模板匹配法验证码识别

 

1. 降噪二指化预处理

from skimage.io import imread, imsave, imshow
from skimage.filters import threshold_otsu
import skimage.morphology as sm
from skimage.measure import regionprops
%matplotlib inline
from skimage.feature import match_template
import numpy as np
import matplotlib.pyplot as plt


def clearNoise(fname):
    img = imread(fname, as_grey=True)
    img = 1 * (img < 0.6)
    return img

 

2. 连通域切割生成模板, 重命名模板文件label_xxx.jpg

import os

cnt = 100
path = 'img/origin/'
fnames = [os.path.join(path, fname) for fname in os.listdir(path) if fname.endswith('jpg')]

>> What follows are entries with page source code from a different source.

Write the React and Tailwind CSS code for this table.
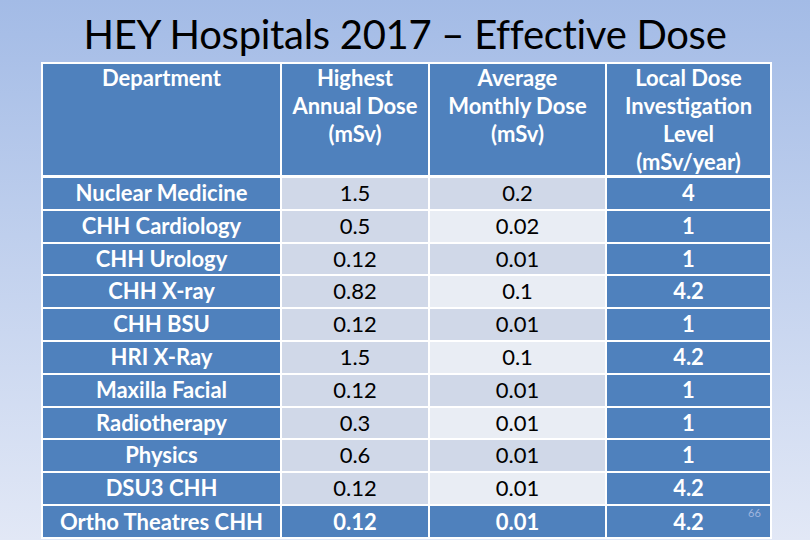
import React from 'react';

const rows = [
  ['Nuclear Medicine', '1.5', '0.2', '4'],
  ['CHH Cardiology', '0.5', '0.02', '1'],
  ['CHH Urology', '0.12', '0.01', '1'],
  ['CHH X-ray', '0.82', '0.1', '4.2'],
  ['CHH BSU', '0.12', '0.01', '1'],
  ['HRI X-Ray', '1.5', '0.1', '4.2'],
  ['Maxilla Facial', '0.12', '0.01', '1'],
  ['Radiotherapy', '0.3', '0.01', '1'],
  ['Physics', '0.6', '0.01', '1'],
  ['DSU3 CHH', '0.12', '0.01', '4.2'],
];

const last = ['Ortho Theatres CHH', '0.12', '0.01', '4.2'];

export default function App() {
  return (
    <div
      className="relative w-[810px] h-[540px] overflow-hidden bg-gradient-to-b from-[#a3bbe6] via-[#c3d2ee] to-[#e2e8f6] flex flex-col"
      style={{ fontFamily: 'Lato, "Open Sans", sans-serif' }}
    >
      <h1 className="h-[62px] pt-[10px] text-center text-[40px] leading-[48px] text-black tracking-[-0.3px]">
        HEY Hospitals 2017 – Effective Dose
      </h1>

      <div className="ml-[41px] w-fit grid grid-cols-[237px_146px_175px_163px] gap-[2px] bg-white p-[2px] text-[22px] leading-[30px]">
        {/* header */}
        <div className="bg-[#4f81bd] text-white font-bold text-center h-[111px] mb-[1px] leading-[28px]">Department</div>
        <div className="bg-[#4f81bd] text-white font-bold text-center h-[111px] mb-[1px] leading-[28px]">
          Highest<br />Annual Dose<br />(mSv)
        </div>
        <div className="bg-[#4f81bd] text-white font-bold text-center h-[111px] mb-[1px] leading-[28px]">
          Average<br />Monthly Dose<br />(mSv)
        </div>
        <div className="bg-[#4f81bd] text-white font-bold text-center h-[111px] mb-[1px] leading-[28px]">
          Local Dose<br />Investigation<br />Level<br />(mSv/year)
        </div>

        {rows.map((r, i) => {
          const light = i % 2 === 1;
          return (
            <React.Fragment key={r[0]}>
              <div className="bg-[#4f81bd] text-white font-bold text-center h-[30.8px]">{r[0]}</div>
              <div className="bg-[#d0d8e8] text-black text-center">{r[1]}</div>
              <div className={`${light ? 'bg-[#e9edf4]' : 'bg-[#d0d8e8]'} text-black text-center`}>{r[2]}</div>
              <div className="bg-[#4f81bd] text-white font-bold text-center">{r[3]}</div>
            </React.Fragment>
          );
        })}

        {last.map((c, i) => (
          <div key={i} className="bg-[#4f81bd] text-white font-bold text-center h-[31px] leading-[31px]">
            {c}
          </div>
        ))}
      </div>

      <span className="absolute left-[748px] top-[505px] text-[11px] text-[#9fb5dd]">66</span>
    </div>
  );
}
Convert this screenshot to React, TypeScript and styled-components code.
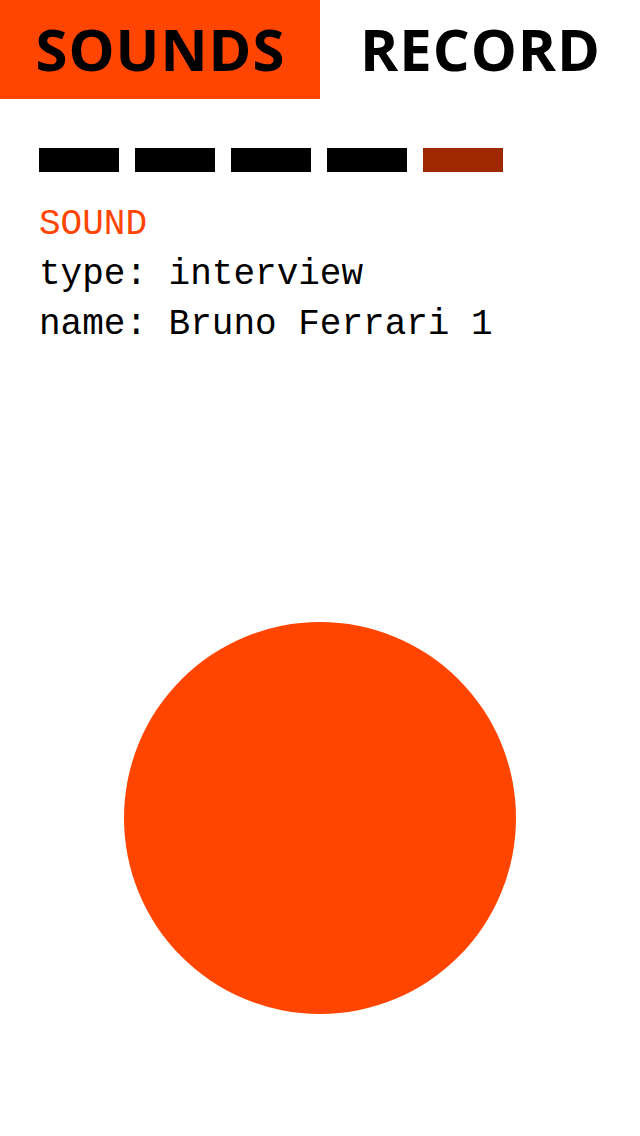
import React from "react";
import styled, { createGlobalStyle } from "styled-components";

const GlobalStyle = createGlobalStyle`
  html, body { margin: 0; padding: 0; background: #ffffff; }
  body { width: 640px; height: 1136px; overflow: hidden; }
`;

const Page = styled.div`
  width: 640px;
  height: 1136px;
  display: flex;
  flex-direction: column;
  background: #ffffff;
`;

const TabBar = styled.nav`
  display: grid;
  grid-template-columns: 320px 320px;
  height: 99px;
`;

const Tab = styled.div<{ $active?: boolean }>`
  display: flex;
  align-items: center;
  justify-content: center;
  background: ${(p) => (p.$active ? "#ff4500" : "#ffffff")};
  color: #000000;
  font-family: "Open Sans", "DejaVu Sans", sans-serif;
  font-weight: 700;
  font-size: 58px;
  letter-spacing: 1px;
  padding: 0 0 2px 1px;
`;

const Content = styled.section`
  padding: 49px 0 0 39px;
  display: flex;
  flex-direction: column;
`;

const Steps = styled.div`
  display: flex;
  gap: 16px;
`;

const Step = styled.div<{ $current?: boolean }>`
  width: 80px;
  height: 24px;
  background: ${(p) => (p.$current ? "#a02800" : "#000000")};
`;

const Info = styled.div`
  margin-top: 28px;
  font-family: "Liberation Mono", "Courier New", monospace;
  font-size: 36px;
  line-height: 50px;
  color: #000000;
`;

const Line = styled.div<{ $accent?: boolean }>`
  color: ${(p) => (p.$accent ? "#ff4500" : "#000000")};
  white-space: pre;
`;

const Stage = styled.div`
  flex: 1;
  display: flex;
  justify-content: center;
  padding-top: 272px;
`;

const RecordButton = styled.button`
  width: 392px;
  height: 392px;
  border-radius: 50%;
  border: none;
  background: #ff4500;
  padding: 0;
  cursor: pointer;
`;

export default function App() {
  return (
    <>
      <GlobalStyle />
      <Page>
        <TabBar>
          <Tab $active>SOUNDS</Tab>
          <Tab>RECORD</Tab>
        </TabBar>
        <Content>
          <Steps>
            <Step />
            <Step />
            <Step />
            <Step />
            <Step $current />
          </Steps>
          <Info>
            <Line $accent>SOUND</Line>
            <Line>type: interview</Line>
            <Line>name: Bruno Ferrari 1</Line>
          </Info>
        </Content>
        <Stage>
          <RecordButton aria-label="record" />
        </Stage>
      </Page>
    </>
  );
}
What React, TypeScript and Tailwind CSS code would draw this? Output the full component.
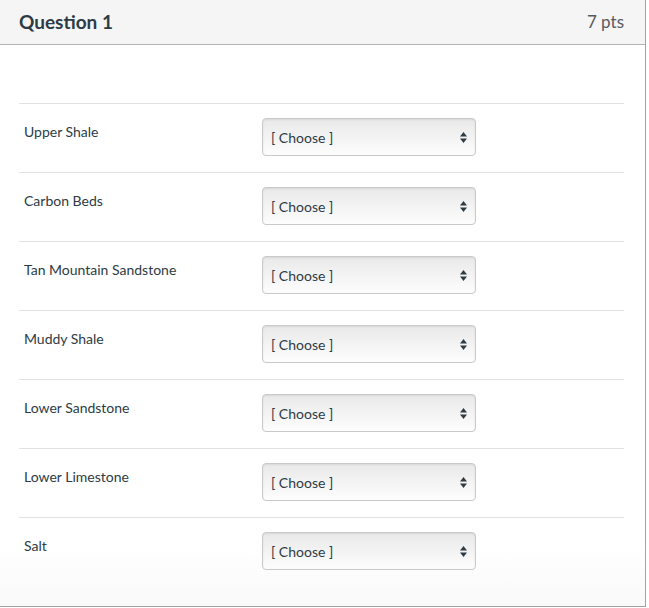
const rows = [
  "Upper Shale",
  "Carbon Beds",
  "Tan Mountain Sandstone",
  "Muddy Shale",
  "Lower Sandstone",
  "Lower Limestone",
  "Salt",
];

function FakeSelect() {
  return (
    <div className="relative w-[214px] h-[38px] rounded-[4px] border border-[#c9c9c9] bg-gradient-to-b from-[#e9e9e9] to-[#fdfdfd] shadow-[inset_0_1px_2px_rgba(0,0,0,0.08)] flex items-center pl-[8px] text-[14px] text-[#2d3b45]">
      [ Choose ]
      <svg className="absolute right-[8px] top-[13px]" width="7" height="11" viewBox="0 0 7 11">
        <path d="M3.5 0 L7 4.5 L0 4.5 Z" fill="#2d3b45" />
        <path d="M3.5 11 L7 6.5 L0 6.5 Z" fill="#2d3b45" />
      </svg>
    </div>
  );
}

export default function App() {
  return (
    <div className="w-[649px] h-[608px] bg-white" style={{ fontFamily: "Lato, 'Open Sans', sans-serif" }}>
      <div className="w-[646px] h-[607px] border-r border-b border-[#a3a3a3] flex flex-col bg-gradient-to-b from-white from-90% to-[#f9f9f9]">
        <div className="h-[45px] shrink-0 bg-[#f5f5f5] border-b border-[#b3b3b3] flex items-center justify-between pl-[19px] pr-[21px]">
          <span className="text-[19px] font-bold text-[#2d3b45]">Question 1</span>
          <span className="text-[17px] font-normal text-[#59595f]">7 pts</span>
        </div>
        <div className="pt-[58px] pl-[19px] pr-[21px]">
          {rows.map((r) => (
            <div key={r} className="h-[69px] border-t border-[#e2e2e2] flex items-start">
              <div className="w-[243px] pl-[5px] pt-[17px] text-[14px] font-normal text-[#2d3b45]">{r}</div>
              <div className="pt-[14px]">
                <FakeSelect />
              </div>
            </div>
          ))}
        </div>
      </div>
    </div>
  );
}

for fname in fnames[2::5]:
    print fname
    img = imread(fname, as_grey=True)
    img = 1 * (img < threshold_otsu(img))
    img = sm.label(img)
    for region in regionprops(img):
        imsave('img/templates/0_sx%d.jpg' % cnt, 250*np.uint8(region.image))
        cnt += 1

 

3. 逐个模板匹配,找到最相似,按x轴排序输出

path = 'img/templates/'
from PIL import Image

# 模板文件名
tpl_names = [os.path.join(path, fname) for fname in os.listdir(path) if fname.endswith('jpg')]
# 模板读取
tpls = [np.array(Image.open(tpl).convert('1')) for tpl in tpl_names]
# 模板标签
tpl_labels = [fname.split('/')[-1].split('_')[0] for fname in tpl_names]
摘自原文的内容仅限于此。